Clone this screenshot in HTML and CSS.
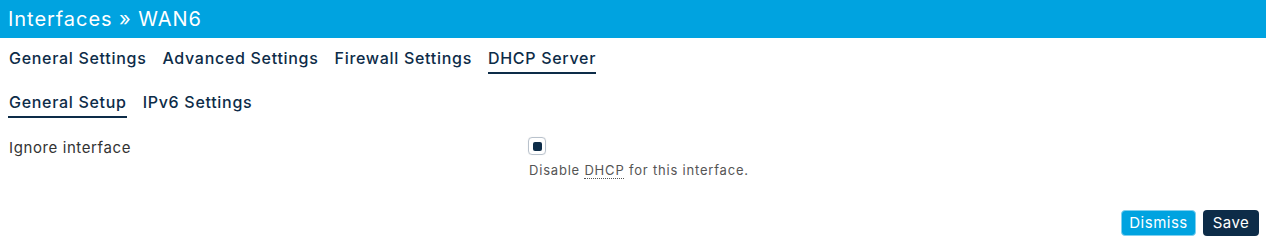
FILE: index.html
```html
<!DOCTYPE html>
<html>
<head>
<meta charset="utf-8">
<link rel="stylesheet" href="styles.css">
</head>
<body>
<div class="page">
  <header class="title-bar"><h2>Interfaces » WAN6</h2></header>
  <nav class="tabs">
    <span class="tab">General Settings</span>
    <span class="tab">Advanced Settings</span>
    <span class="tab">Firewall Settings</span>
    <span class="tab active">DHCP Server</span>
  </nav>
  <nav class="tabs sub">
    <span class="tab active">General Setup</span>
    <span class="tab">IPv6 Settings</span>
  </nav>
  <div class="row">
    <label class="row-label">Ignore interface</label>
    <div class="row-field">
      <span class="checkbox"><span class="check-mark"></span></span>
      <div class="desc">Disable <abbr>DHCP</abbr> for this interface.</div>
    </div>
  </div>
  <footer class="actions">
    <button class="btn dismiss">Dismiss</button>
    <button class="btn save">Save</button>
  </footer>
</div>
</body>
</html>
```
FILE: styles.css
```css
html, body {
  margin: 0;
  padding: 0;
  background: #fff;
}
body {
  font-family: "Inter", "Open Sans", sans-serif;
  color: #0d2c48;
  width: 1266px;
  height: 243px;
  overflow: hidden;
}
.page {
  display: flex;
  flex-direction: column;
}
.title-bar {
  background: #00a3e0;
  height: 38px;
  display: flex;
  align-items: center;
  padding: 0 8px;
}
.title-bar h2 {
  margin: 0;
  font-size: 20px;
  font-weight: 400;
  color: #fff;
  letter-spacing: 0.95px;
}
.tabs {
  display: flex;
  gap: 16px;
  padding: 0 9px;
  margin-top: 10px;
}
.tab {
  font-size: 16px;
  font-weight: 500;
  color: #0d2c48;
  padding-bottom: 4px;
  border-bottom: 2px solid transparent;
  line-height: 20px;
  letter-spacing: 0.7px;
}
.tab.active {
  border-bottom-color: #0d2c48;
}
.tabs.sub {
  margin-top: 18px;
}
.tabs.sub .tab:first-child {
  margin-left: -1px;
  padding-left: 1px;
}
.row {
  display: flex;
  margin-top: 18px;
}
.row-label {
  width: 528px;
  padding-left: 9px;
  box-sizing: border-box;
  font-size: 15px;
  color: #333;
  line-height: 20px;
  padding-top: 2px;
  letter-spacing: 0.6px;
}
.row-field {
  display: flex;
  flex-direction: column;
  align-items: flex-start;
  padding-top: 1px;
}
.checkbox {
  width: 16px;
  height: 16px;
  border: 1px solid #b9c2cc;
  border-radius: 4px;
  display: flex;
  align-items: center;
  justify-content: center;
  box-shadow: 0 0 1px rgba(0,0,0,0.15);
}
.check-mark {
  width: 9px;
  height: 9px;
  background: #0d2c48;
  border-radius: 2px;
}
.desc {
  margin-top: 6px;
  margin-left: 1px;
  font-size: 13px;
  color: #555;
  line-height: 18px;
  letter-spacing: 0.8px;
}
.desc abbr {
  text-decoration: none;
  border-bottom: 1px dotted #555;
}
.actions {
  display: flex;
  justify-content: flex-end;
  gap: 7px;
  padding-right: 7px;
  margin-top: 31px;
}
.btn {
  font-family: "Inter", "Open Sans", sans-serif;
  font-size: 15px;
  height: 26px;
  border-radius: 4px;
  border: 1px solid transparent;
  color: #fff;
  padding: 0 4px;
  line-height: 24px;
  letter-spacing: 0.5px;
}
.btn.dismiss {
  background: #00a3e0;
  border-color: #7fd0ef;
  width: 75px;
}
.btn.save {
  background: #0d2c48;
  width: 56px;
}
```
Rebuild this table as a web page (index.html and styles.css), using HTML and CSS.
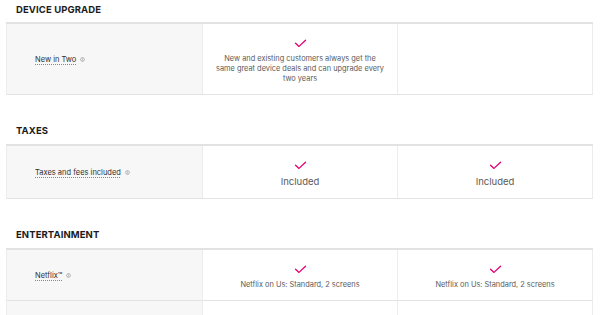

[WORK TO BE COMPLETED] Write out every record above exactly as it stands, but leave out the pictures.

[ANSWER TO THIS PROBLEM]
Clone this screenshot in HTML and CSS.
FILE: index.html
```html
<!DOCTYPE html>
<html>
<head>
<meta charset="utf-8">
<link rel="stylesheet" href="styles.css">
</head>
<body>
<div class="page">
  <header class="title-bar"><h2>Interfaces » WAN6</h2></header>
  <nav class="tabs">
    <span class="tab">General Settings</span>
    <span class="tab">Advanced Settings</span>
    <span class="tab">Firewall Settings</span>
    <span class="tab active">DHCP Server</span>
  </nav>
  <nav class="tabs sub">
    <span class="tab active">General Setup</span>
    <span class="tab">IPv6 Settings</span>
  </nav>
  <div class="row">
    <label class="row-label">Ignore interface</label>
    <div class="row-field">
      <span class="checkbox"><span class="check-mark"></span></span>
      <div class="desc">Disable <abbr>DHCP</abbr> for this interface.</div>
    </div>
  </div>
  <footer class="actions">
    <button class="btn dismiss">Dismiss</button>
    <button class="btn save">Save</button>
  </footer>
</div>
</body>
</html>
```
FILE: styles.css
```css
html, body {
  margin: 0;
  padding: 0;
  background: #fff;
}
body {
  font-family: "Inter", "Open Sans", sans-serif;
  color: #0d2c48;
  width: 1266px;
  height: 243px;
  overflow: hidden;
}
.page {
  display: flex;
  flex-direction: column;
}
.title-bar {
  background: #00a3e0;
  height: 38px;
  display: flex;
  align-items: center;
  padding: 0 8px;
}
.title-bar h2 {
  margin: 0;
  font-size: 20px;
  font-weight: 400;
  color: #fff;
  letter-spacing: 0.95px;
}
.tabs {
  display: flex;
  gap: 16px;
  padding: 0 9px;
  margin-top: 10px;
}
.tab {
  font-size: 16px;
  font-weight: 500;
  color: #0d2c48;
  padding-bottom: 4px;
  border-bottom: 2px solid transparent;
  line-height: 20px;
  letter-spacing: 0.7px;
}
.tab.active {
  border-bottom-color: #0d2c48;
}
.tabs.sub {
  margin-top: 18px;
}
.tabs.sub .tab:first-child {
  margin-left: -1px;
  padding-left: 1px;
}
.row {
  display: flex;
  margin-top: 18px;
}
.row-label {
  width: 528px;
  padding-left: 9px;
  box-sizing: border-box;
  font-size: 15px;
  color: #333;
  line-height: 20px;
  padding-top: 2px;
  letter-spacing: 0.6px;
}
.row-field {
  display: flex;
  flex-direction: column;
  align-items: flex-start;
  padding-top: 1px;
}
.checkbox {
  width: 16px;
  height: 16px;
  border: 1px solid #b9c2cc;
  border-radius: 4px;
  display: flex;
  align-items: center;
  justify-content: center;
  box-shadow: 0 0 1px rgba(0,0,0,0.15);
}
.check-mark {
  width: 9px;
  height: 9px;
  background: #0d2c48;
  border-radius: 2px;
}
.desc {
  margin-top: 6px;
  margin-left: 1px;
  font-size: 13px;
  color: #555;
  line-height: 18px;
  letter-spacing: 0.8px;
}
.desc abbr {
  text-decoration: none;
  border-bottom: 1px dotted #555;
}
.actions {
  display: flex;
  justify-content: flex-end;
  gap: 7px;
  padding-right: 7px;
  margin-top: 31px;
}
.btn {
  font-family: "Inter", "Open Sans", sans-serif;
  font-size: 15px;
  height: 26px;
  border-radius: 4px;
  border: 1px solid transparent;
  color: #fff;
  padding: 0 4px;
  line-height: 24px;
  letter-spacing: 0.5px;
}
.btn.dismiss {
  background: #00a3e0;
  border-color: #7fd0ef;
  width: 75px;
}
.btn.save {
  background: #0d2c48;
  width: 56px;
}
```
Rebuild this table as a web page (index.html and styles.css), using HTML and CSS.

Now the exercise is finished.